Stated task - Locate all lines in the data below that hold "React" and show them.

Data segment -
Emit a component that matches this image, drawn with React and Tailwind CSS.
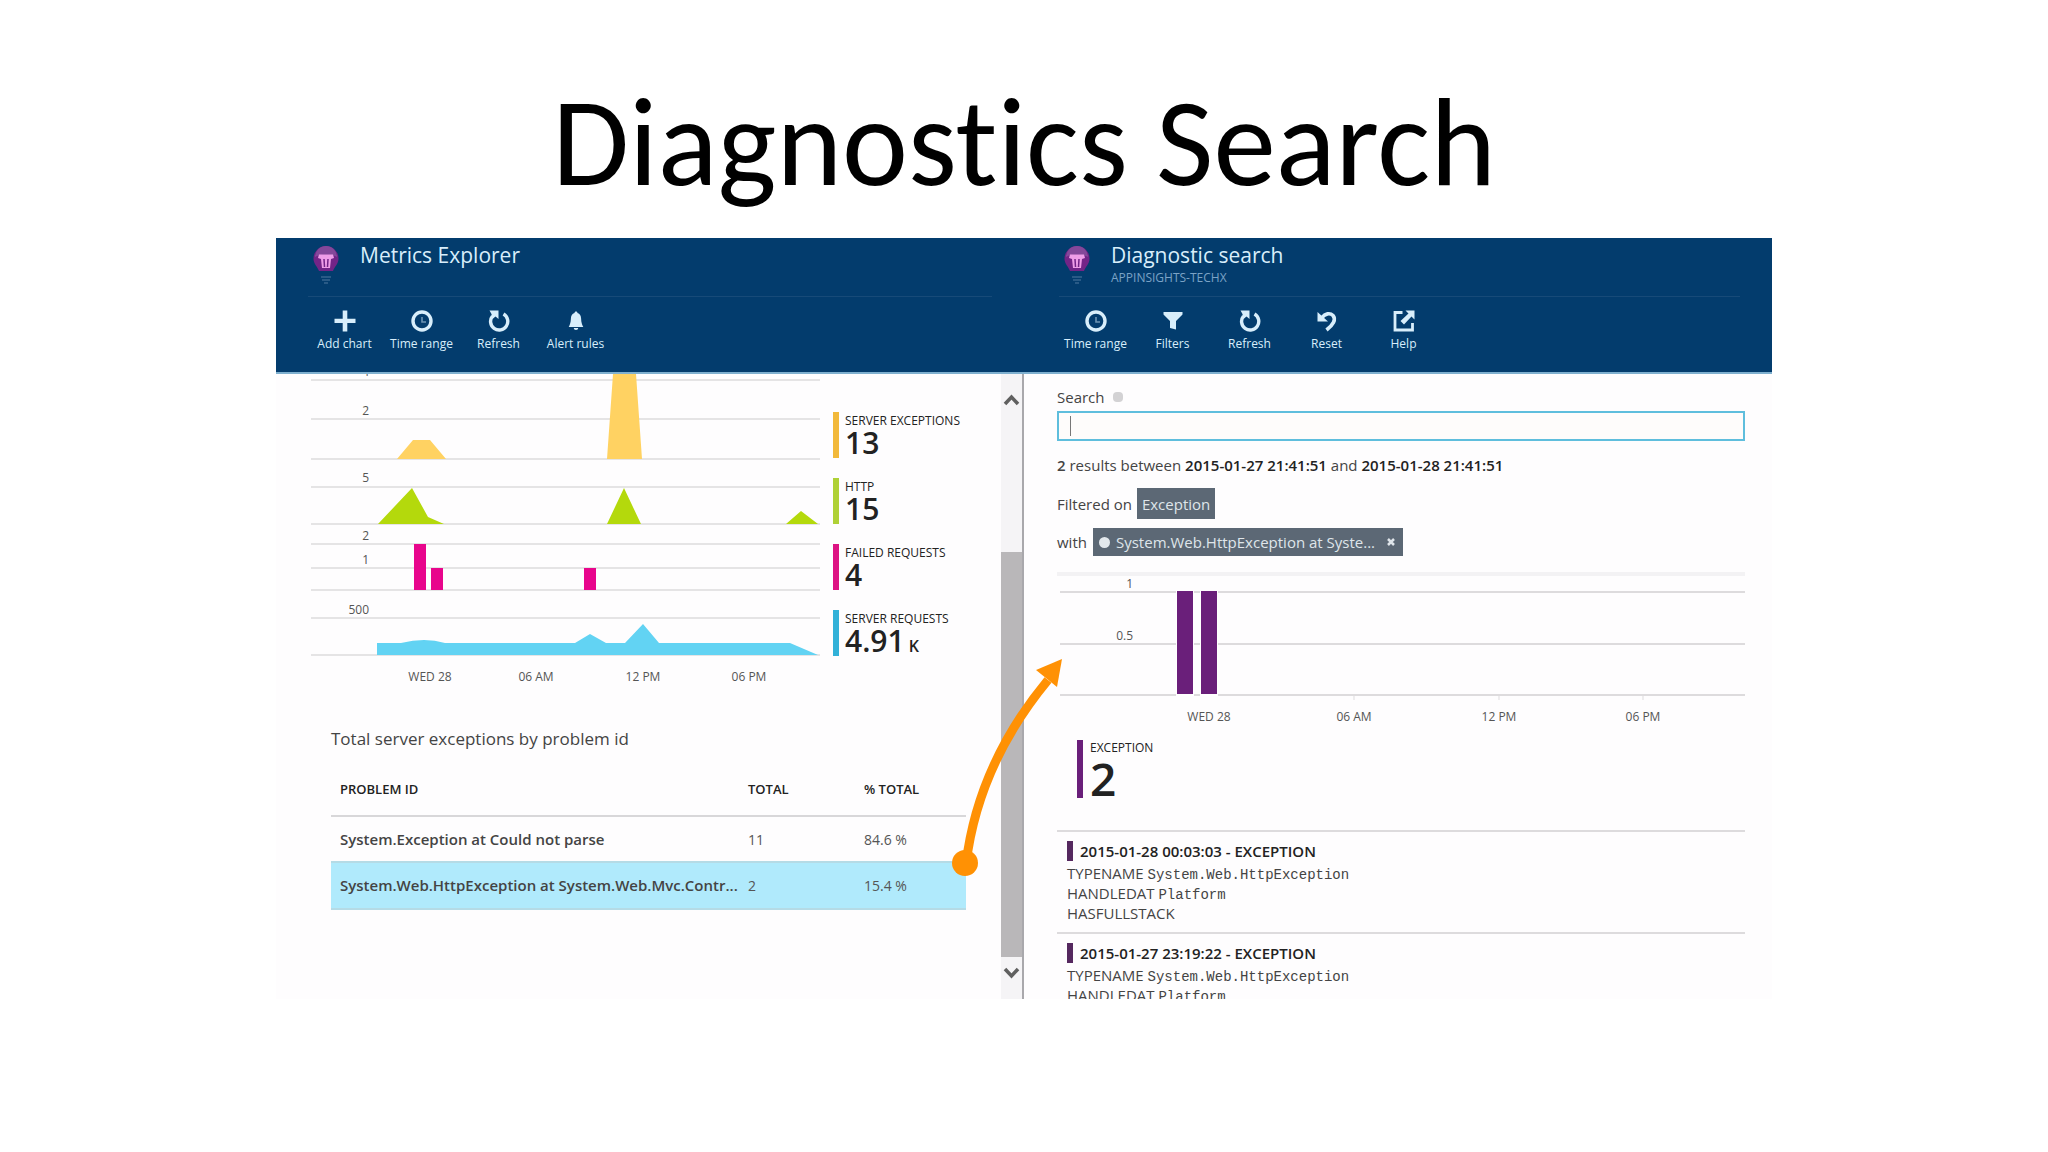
import React from "react";

const metricTools = [
  { label: "Add chart", icon: PlusIcon },
  { label: "Time range", icon: ClockIcon },
  { label: "Refresh", icon: RefreshIcon },
  { label: "Alert rules", icon: BellIcon },
];

const searchTools = [
  { label: "Time range", icon: ClockIcon },
  { label: "Filters", icon: FunnelIcon },
  { label: "Refresh", icon: RefreshIcon },
  { label: "Reset", icon: ResetIcon },
  { label: "Help", icon: HelpIcon },
];

const metrics = [
  { name: "SERVER EXCEPTIONS", value: "13", bar: "bg-[#f2b93b]" },
  { name: "HTTP", value: "15", bar: "bg-[#afd136]" },
  { name: "FAILED REQUESTS", value: "4", bar: "bg-[#dd1383]" },
  { name: "SERVER REQUESTS", value: "4.91", unit: "K", bar: "bg-[#32b1d8]" },
];

const problems = [
  { id: "System.Exception at Could not parse", total: 11, percent: "84.6 %" },
  {
    id: "System.Web.HttpException at System.Web.Mvc.Contr...",
    total: 2,
    percent: "15.4 %",
    selected: true,
  },
];

const events = ["2015-01-28 00:03:03", "2015-01-27 23:19:22"];

function PlusIcon() {
  return (
    <svg viewBox="0 0 22 22" className="size-[22px]" fill="currentColor">
      <path d="M8.7 0.5h4.6v8.2h8.2v4.4h-8.2v8.4h-4.6v-8.4h-8.2v-4.4h8.2z" />
    </svg>
  );
}

function ClockIcon() {
  return (
    <svg viewBox="0 0 22 22" className="size-[22px]" fill="none" stroke="currentColor">
      <circle cx="11" cy="11" r="9" strokeWidth="3.4" />
      <path d="M11 7v5h4" strokeWidth="1.6" opacity="0.5" />
    </svg>
  );
}

function RefreshIcon() {
  return (
    <svg viewBox="0 0 22 22" className="size-[22px]">
      <path
        d="M15.5 4a8.600 8.600 0 1 1-11 2"
        fill="none"
        stroke="currentColor"
        strokeWidth="3.4"
      />
      <path d="M1.500 0.500h9v8.500l-3-2.500-3 2.500-1-5z" fill="currentColor" />
    </svg>
  );
}

function BellIcon() {
  return (
    <svg viewBox="0 0 22 22" className="size-[22px]" fill="currentColor">
      <path d="M11 1.5c.9 0 1.5.6 1.5 1.6 2.4.8 3.5 2.8 3.6 5.4.1 4 .9 6 2.2 8.6H3.7c1.3-2.6 2.1-4.6 2.2-8.6.1-2.6 1.2-4.6 3.6-5.4 0-1 .6-1.6 1.5-1.6z" />
      <path d="M8.8 18h4.4c0 1.3-.9 2-2.2 2s-2.2-.7-2.2-2z" />
    </svg>
  );
}

function FunnelIcon() {
  return (
    <svg viewBox="0 0 22 22" className="size-[22px]" fill="currentColor">
      <path d="M1.500 2h19v2.500l-6.500 6.500v8.500l-6-1.500v-7l-6.500-6.500z" />
    </svg>
  );
}

function ResetIcon() {
  return (
    <svg viewBox="0 0 22 22" className="size-[22px]">
      <path
        d="M6 7.500c3-4 8-5 11-2 3.500 4 0 9.500-6.500 14.500"
        fill="none"
        stroke="currentColor"
        strokeWidth="3.600"
      />
      <path d="M1.500 2v9.500h10.500z" fill="currentColor" />
    </svg>
  );
}

function HelpIcon() {
  return (
    <svg viewBox="0 0 22 22" className="size-[22px]">
      <path
        d="M9.500 2.500h-7.500v17.500h17.500v-7"
        fill="none"
        stroke="currentColor"
        strokeWidth="2.800"
      />
      <path d="M12.500 0.500h9v9l-3-3-7.500 8-3.500-3.500 8-7.500z" fill="currentColor" />
    </svg>
  );
}

function BulbIcon() {
  return (
    <svg viewBox="0 0 28 40" className="h-10 w-7 shrink-0">
      <path
        d="M14 1a12.500 12.500 0 0 1 12.500 12.500c0 5.500-4 8-5.500 12.500h-14c-1.500-4.500-5.500-7-5.500-12.500a12.500 12.500 0 0 1 12.500-12.500z"
        fill="#732487"
      />
      <path d="M3 12a11 11 0 0 1 22 0c-4-3-18-3-22 0z" fill="#84489a" />
      <path d="M7 9.500h14l1 3.500-3 1-1 9h-8l-1-9-3-1z" fill="#ee9de8" />
      <path d="M12 14l.5 8M16 14l-.5 8" stroke="#732487" strokeWidth="1.500" />
      <path d="M9 32h10M10 35h8M12 38h4" stroke="#37648f" strokeWidth="1.500" />
    </svg>
  );
}

function PaneHeader({ title, subtitle, tools, inset }) {
  return (
    <header
      className={`h-[136px] shrink-0 border-b-2 border-[#7fb0cf] bg-[#033c6d] pr-8 text-[#d8eefb] ${inset}`}
    >
      <div className="flex h-[59px] gap-5 border-b border-[#174a78] pt-[7px] pl-1">
        <BulbIcon />
        <div>
          <h2 className="text-[21px] leading-5">{title}</h2>
          <p className="mt-[5px] text-[12px] leading-4 text-[#7ba3c6]">{subtitle}</p>
        </div>
      </div>
      <div className="-ml-[2px] flex pt-[13px]">
        {tools.map(({ label, icon: Icon }) => (
          <button
            key={label}
            type="button"
            className="flex w-[77px] flex-col items-center gap-1 whitespace-nowrap text-[12px] leading-4"
          >
            <Icon />
            {label}
          </button>
        ))}
      </div>
    </header>
  );
}

function MetricsChart() {
  return (
    <svg viewBox="0 0 509 316" className="block w-full text-[12px]">
      <g stroke="#dddbdd" strokeWidth="1.500">
        {[6, 45, 85, 113, 150, 170, 194, 216, 244, 281].map((y) => (
          <line key={y} x1="0" x2="509" y1={y} y2={y} />
        ))}
      </g>
      <path d="M86 85L102 66H119L135 85zM296 85L302 0H325L331 85z" fill="#ffd262" />
      <path
        d="M67 150L101 114L117 143L133 150zM296 150L313 114L330 150zM475 150L490 137L507 150z"
        fill="#b4d90c"
      />
      <path d="M103 170h12v46h-12zM120 194h12v22h-12zM273 194h12v22h-12z" fill="#e8058c" />
      <path
        d="M66 281V269H90Q114 263 134 269H264L279 260L295 269H314L332 250L348 269H479L507 281z"
        fill="#62d3f3"
      />
      <g fill="#555" textAnchor="end">
        <text x="58" y="2">4</text>
        <text x="58" y="41">2</text>
        <text x="58" y="108">5</text>
        <text x="58" y="166">2</text>
        <text x="58" y="190">1</text>
        <text x="58" y="240">500</text>
      </g>
      <g fill="#555" textAnchor="middle">
        <text x="119" y="307">WED 28</text>
        <text x="225" y="307">06 AM</text>
        <text x="332" y="307">12 PM</text>
        <text x="438" y="307">06 PM</text>
      </g>
    </svg>
  );
}

function Scrollbar() {
  return (
    <div className="flex w-[21px] flex-col bg-[#f5f4f6] text-[#606060]">
      <svg viewBox="0 0 21 56" className="h-14" fill="none" stroke="currentColor">
        <path d="M4 30l6.500-7 6.500 7" strokeWidth="3.500" />
      </svg>
      <div className="mt-[122px] flex-1 bg-[#b9b7b9]" />
      <svg viewBox="0 0 21 42" className="h-[42px]" fill="none" stroke="currentColor">
        <path d="M4 12l6.500 7 6.500-7" strokeWidth="3.500" />
      </svg>
    </div>
  );
}

function ProblemTable() {
  return (
    <div className="mt-[35px] mr-[35px] ml-5 text-[14px] text-[#444]">
      <h3 className="text-[17px] leading-7">Total server exceptions by problem id</h3>
      <table className="mt-3 w-full table-fixed border-collapse text-left">
        <thead>
          <tr className="h-[51px] border-b-2 border-[#d8d7d9] text-[13px] text-[#222]">
            <th className="pl-[9px] font-semibold">PROBLEM ID</th>
            <th className="w-[116px] font-semibold">TOTAL</th>
            <th className="w-[102px] font-semibold">% TOTAL</th>
          </tr>
        </thead>
        <tbody>
          {problems.map((problem) => (
            <tr
              key={problem.id}
              className={
                problem.selected
                  ? "h-[47px] border-y-2 border-[#b5dbe6] bg-[#b0eafc]"
                  : "h-[46px]"
              }
            >
              <td className="truncate pl-[9px] text-[15px] font-semibold">{problem.id}</td>
              <td className="text-[#555]">{problem.total}</td>
              <td className="text-[#555]">{problem.percent}</td>
            </tr>
          ))}
        </tbody>
      </table>
    </div>
  );
}

function ConnectorArrow() {
  return (
    <svg
      viewBox="0 0 116 224"
      className="pointer-events-none absolute top-[420px] -right-[42px] z-10 w-[116px]"
    >
      <path d="M16 206C24 140 50 80 98 22" fill="none" stroke="#ff9104" strokeWidth="9" />
      <circle cx="15" cy="205" r="13" fill="#ff9104" />
      <path d="M112 1L86 12L107 29z" fill="#ff9104" />
    </svg>
  );
}

function MetricsExplorer() {
  return (
    <section className="relative flex min-h-0 flex-col">
      <PaneHeader title="Metrics Explorer" tools={metricTools} inset="pl-8" />
      <div className="flex min-h-0 flex-1 border-r-2 border-[#a9a8ac]">
        <div className="min-w-0 flex-1 pl-[35px]">
          <div className="flex gap-[13px]">
            <div className="min-w-0 flex-1">
              <MetricsChart />
            </div>
            <ul className="flex w-[168px] flex-col gap-5 pt-[38px]">
              {metrics.map((metric) => (
                <li key={metric.name} className="flex h-[46px] gap-[6px]">
                  <span className={`w-[6px] ${metric.bar}`} />
                  <div className="whitespace-nowrap text-[#222]">
                    <p className="text-[12px] leading-[18px]">{metric.name}</p>
                    <p className="text-[30px] leading-[26px] font-semibold">
                      {metric.value}
                      {metric.unit && <span className="ml-1 text-[16px]">{metric.unit}</span>}
                    </p>
                  </div>
                </li>
              ))}
            </ul>
          </div>
          <ProblemTable />
        </div>
        <Scrollbar />
      </div>
      <ConnectorArrow />
    </section>
  );
}

function ExceptionChart() {
  return (
    <svg viewBox="0 0 688 152" className="mt-4 block w-full text-[12px]">
      <rect width="688" height="4" y="0" fill="#f3f2f4" />
      <g stroke="#dddbdd" strokeWidth="2">
        <line x1="3" x2="688" y1="20" y2="20" />
        <line x1="3" x2="688" y1="72" y2="72" />
        <line x1="3" x2="688" y1="123" y2="123" />
        <path d="M297 123v5M442 123v5M586 123v5" strokeWidth="1" />
      </g>
      <path d="M119 19h18v105h-18zM143 19h18v105h-18z" fill="#fff" />
      <path d="M120 19h16v103h-16zM144 19h16v103h-16z" fill="#6a1f7a" />
      <g fill="#555" textAnchor="end">
        <text x="76" y="16">1</text>
        <text x="76" y="68">0.5</text>
      </g>
      <g fill="#555" textAnchor="middle">
        <text x="152" y="149">WED 28</text>
        <text x="297" y="149">06 AM</text>
        <text x="442" y="149">12 PM</text>
        <text x="586" y="149">06 PM</text>
      </g>
    </svg>
  );
}

function DiagnosticSearch() {
  return (
    <section className="flex min-h-0 flex-col">
      <PaneHeader
        title="Diagnostic search"
        subtitle="APPINSIGHTS-TECHX"
        tools={searchTools}
        inset="pl-[35px]"
      />
      <div className="min-h-0 flex-1 overflow-hidden pt-[13px] pr-[27px] pl-[33px] text-[15px] leading-5 text-[#444]">
        <div className="flex items-center gap-2">
          <label htmlFor="search">Search</label>
          <span className="size-[10px] rounded-sm bg-[#d3d2d4]" />
        </div>
        <div className="mt-1 flex h-[30px] items-center border-2 border-[#5fbedd] bg-[#fefcfb] pl-[11px]">
          <span className="h-5 w-px bg-[#777]" />
          <input id="search" type="text" className="min-w-0 flex-1 outline-none" />
        </div>
        <p className="mt-[14px]">
          <b className="font-semibold">2</b> results between{" "}
          <b className="font-semibold text-[#222]">2015-01-27 21:41:51</b> and{" "}
          <b className="font-semibold text-[#222]">2015-01-28 21:41:51</b>
        </p>
        <div className="mt-[13px] flex h-[31px] items-center gap-[5px]">
          <span>Filtered on</span>
          <button type="button" className="h-full bg-[#5c6875] px-[5px] text-[#dfe5ea]">
            Exception
          </button>
        </div>
        <div className="mt-[9px] flex h-7 items-center gap-[6px]">
          <span>with</span>
          <div className="flex h-full w-[310px] items-center bg-[#5c6875] pr-2 pl-[6px] text-[#dfe5ea]">
            <span className="mr-[6px] size-[11px] shrink-0 rounded-full bg-[#e3e8ec]" />
            <span className="whitespace-nowrap">System.Web.HttpException at Syste...</span>
            <button type="button" aria-label="Remove filter" className="ml-auto">
              <svg viewBox="0 0 8 8" className="size-2" stroke="currentColor" strokeWidth="2.500">
                <path d="M1 1l6 6M7 1l-6 6" />
              </svg>
            </button>
          </div>
        </div>
        <ExceptionChart />
        <div className="mt-4 ml-5 flex h-[58px] gap-[7px] text-[#222]">
          <span className="w-[6px] bg-[#6a1f7a]" />
          <div>
            <p className="text-[12px] leading-4">EXCEPTION</p>
            <p className="text-[46px] leading-[44px] font-semibold">2</p>
          </div>
        </div>
        <ul className="mt-8">
          {events.map((time) => (
            <li key={time} className="border-t-2 border-[#dddbdd] px-[10px] pt-[9px] pb-[9px]">
              <h4 className="mb-[2px] flex gap-[7px] font-semibold text-[#222]">
                <span className="w-[6px] bg-[#55285f]" />
                {time} - EXCEPTION
              </h4>
              <p>
                TYPENAME{" "}
                <span className="font-['Liberation_Mono',monospace] text-[14px] leading-4">
                  System.Web.HttpException
                </span>
              </p>
              <p>
                HANDLEDAT{" "}
                <span className="font-['Liberation_Mono',monospace] text-[14px] leading-4">
                  Platform
                </span>
              </p>
              <p>HASFULLSTACK</p>
            </li>
          ))}
        </ul>
      </div>
    </section>
  );
}

function App() {
  return (
    <main className="min-h-screen bg-white font-['Open_Sans','Noto_Sans',sans-serif]">
      <h1 className="pt-[73px] text-center font-['Carlito','Lato',sans-serif] text-[125px] leading-[140px] text-black [font-variant-ligatures:none]">
        Diagnostics Search
      </h1>
      <div className="mx-auto mt-[25px] grid h-[761px] w-full max-w-[1496px] grid-cols-2 grid-rows-1 overflow-hidden bg-[#fefdfe]">
        <MetricsExplorer />
        <DiagnosticSearch />
      </div>
    </main>
  );
}

export default App;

Output -
Emit a component that matches this image, drawn with React and Tailwind CSS.
import React from "react";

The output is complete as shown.